The data:

=======

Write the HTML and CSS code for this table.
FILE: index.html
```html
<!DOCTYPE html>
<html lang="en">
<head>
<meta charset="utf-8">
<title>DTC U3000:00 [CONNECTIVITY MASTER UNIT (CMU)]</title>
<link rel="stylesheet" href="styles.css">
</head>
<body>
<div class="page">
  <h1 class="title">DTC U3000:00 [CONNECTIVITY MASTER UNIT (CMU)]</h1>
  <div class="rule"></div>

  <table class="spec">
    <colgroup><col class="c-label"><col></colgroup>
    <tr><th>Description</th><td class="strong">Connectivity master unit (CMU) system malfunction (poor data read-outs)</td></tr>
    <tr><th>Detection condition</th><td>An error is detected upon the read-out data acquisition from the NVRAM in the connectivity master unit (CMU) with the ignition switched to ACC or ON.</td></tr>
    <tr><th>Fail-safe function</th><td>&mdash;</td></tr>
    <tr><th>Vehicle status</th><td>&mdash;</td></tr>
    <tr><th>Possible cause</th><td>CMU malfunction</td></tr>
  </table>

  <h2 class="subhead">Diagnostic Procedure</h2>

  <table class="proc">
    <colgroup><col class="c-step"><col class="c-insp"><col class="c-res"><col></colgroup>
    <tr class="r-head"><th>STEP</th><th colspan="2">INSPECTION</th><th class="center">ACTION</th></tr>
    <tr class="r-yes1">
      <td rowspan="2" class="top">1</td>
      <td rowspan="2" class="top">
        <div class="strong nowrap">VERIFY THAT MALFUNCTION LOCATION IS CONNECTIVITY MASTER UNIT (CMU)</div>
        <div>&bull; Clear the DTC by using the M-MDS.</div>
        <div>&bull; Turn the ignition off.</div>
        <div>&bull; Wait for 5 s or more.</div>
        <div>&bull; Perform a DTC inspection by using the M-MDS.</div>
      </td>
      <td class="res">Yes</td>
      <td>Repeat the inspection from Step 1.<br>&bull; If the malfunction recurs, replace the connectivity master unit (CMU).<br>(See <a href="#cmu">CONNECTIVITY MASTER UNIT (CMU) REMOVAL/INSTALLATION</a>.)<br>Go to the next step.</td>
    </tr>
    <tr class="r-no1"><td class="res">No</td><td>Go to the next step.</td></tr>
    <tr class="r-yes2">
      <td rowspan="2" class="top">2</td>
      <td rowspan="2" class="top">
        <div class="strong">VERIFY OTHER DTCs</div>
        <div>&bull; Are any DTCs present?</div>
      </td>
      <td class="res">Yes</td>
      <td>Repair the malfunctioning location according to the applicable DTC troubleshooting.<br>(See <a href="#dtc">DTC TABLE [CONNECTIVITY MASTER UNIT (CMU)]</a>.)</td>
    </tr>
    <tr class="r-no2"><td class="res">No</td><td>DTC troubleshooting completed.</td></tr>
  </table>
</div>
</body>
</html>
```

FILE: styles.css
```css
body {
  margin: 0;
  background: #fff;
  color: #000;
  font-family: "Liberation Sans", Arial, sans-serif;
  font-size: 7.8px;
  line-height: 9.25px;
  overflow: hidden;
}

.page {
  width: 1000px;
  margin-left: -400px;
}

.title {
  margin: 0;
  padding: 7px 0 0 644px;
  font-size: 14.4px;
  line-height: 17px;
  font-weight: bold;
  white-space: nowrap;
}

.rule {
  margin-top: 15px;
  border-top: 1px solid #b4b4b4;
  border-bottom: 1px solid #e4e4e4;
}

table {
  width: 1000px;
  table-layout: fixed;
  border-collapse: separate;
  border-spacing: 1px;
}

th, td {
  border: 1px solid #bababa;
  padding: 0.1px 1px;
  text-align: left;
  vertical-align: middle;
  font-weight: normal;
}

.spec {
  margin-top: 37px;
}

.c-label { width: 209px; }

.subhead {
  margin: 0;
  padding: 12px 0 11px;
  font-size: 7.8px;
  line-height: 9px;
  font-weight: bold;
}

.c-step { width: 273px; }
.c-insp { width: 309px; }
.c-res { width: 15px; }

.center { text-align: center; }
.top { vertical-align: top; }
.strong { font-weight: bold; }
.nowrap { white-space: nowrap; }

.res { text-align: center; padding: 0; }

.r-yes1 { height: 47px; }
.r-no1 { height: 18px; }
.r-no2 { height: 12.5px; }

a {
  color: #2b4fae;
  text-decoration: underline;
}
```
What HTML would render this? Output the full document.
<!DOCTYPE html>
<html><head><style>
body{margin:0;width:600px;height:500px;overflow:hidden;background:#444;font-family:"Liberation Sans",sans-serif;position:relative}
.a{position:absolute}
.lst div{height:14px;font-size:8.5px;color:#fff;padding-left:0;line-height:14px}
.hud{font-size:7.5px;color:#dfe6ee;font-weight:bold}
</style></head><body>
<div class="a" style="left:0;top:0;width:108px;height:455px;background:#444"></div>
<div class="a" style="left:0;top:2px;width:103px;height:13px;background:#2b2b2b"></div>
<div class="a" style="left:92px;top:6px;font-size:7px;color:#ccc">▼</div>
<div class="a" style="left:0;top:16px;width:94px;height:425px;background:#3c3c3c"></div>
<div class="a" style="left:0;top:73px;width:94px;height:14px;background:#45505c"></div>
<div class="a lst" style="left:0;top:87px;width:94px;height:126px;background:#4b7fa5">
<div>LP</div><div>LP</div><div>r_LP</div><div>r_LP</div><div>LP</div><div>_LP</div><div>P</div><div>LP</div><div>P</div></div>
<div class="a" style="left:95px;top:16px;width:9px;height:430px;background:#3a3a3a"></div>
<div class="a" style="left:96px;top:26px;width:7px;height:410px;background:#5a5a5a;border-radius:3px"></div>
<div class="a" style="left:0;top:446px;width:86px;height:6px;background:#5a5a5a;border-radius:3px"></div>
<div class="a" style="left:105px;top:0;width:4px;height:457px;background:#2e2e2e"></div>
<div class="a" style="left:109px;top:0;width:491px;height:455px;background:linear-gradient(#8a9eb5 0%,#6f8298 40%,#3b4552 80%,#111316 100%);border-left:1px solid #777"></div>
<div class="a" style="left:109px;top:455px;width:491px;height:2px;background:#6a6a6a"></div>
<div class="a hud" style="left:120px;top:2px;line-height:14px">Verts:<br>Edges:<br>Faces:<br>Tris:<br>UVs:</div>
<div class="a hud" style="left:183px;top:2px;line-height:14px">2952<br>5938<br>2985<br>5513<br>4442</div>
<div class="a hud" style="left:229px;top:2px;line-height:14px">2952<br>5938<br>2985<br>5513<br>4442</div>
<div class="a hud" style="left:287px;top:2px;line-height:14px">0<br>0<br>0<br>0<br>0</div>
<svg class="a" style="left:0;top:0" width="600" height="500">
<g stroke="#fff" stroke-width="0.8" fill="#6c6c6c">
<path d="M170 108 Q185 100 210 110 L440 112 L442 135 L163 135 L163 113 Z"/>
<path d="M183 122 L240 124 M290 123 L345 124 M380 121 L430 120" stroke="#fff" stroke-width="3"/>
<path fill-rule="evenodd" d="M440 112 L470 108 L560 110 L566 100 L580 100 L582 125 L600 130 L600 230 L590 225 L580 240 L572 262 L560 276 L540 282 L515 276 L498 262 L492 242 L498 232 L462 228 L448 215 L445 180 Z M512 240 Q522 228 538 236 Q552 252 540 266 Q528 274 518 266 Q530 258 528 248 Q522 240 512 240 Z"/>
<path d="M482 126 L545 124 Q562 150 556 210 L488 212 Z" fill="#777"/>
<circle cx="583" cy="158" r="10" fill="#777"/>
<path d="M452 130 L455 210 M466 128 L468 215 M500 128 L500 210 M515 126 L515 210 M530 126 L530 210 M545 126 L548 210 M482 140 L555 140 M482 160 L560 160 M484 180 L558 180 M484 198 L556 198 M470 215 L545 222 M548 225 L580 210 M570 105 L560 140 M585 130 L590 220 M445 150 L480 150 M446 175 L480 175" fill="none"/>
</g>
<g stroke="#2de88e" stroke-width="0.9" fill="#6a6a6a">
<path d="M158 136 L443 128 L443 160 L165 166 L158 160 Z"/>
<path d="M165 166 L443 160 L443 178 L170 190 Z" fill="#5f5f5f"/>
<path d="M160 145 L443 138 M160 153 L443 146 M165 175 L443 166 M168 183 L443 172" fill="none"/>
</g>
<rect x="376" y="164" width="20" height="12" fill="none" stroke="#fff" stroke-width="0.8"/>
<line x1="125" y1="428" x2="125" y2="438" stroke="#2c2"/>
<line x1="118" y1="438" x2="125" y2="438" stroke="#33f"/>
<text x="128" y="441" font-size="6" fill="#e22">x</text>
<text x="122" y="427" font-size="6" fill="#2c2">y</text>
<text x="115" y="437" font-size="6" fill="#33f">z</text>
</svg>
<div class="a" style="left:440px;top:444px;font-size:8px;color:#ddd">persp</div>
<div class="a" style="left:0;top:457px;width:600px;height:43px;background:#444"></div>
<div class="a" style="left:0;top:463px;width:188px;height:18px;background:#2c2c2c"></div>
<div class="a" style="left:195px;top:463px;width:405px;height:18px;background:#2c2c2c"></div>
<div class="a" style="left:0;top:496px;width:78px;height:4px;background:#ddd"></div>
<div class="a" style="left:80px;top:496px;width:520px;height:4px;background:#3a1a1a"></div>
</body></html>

=======

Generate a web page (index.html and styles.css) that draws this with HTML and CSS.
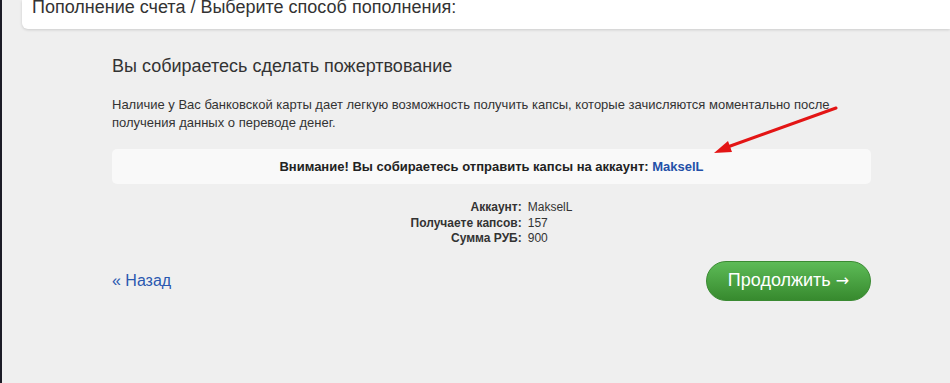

=======

Copy all the lines above that hold the string "page".

<div class="page">
.page {
Generate a web page (index.html and styles.css) that draws this with HTML and CSS.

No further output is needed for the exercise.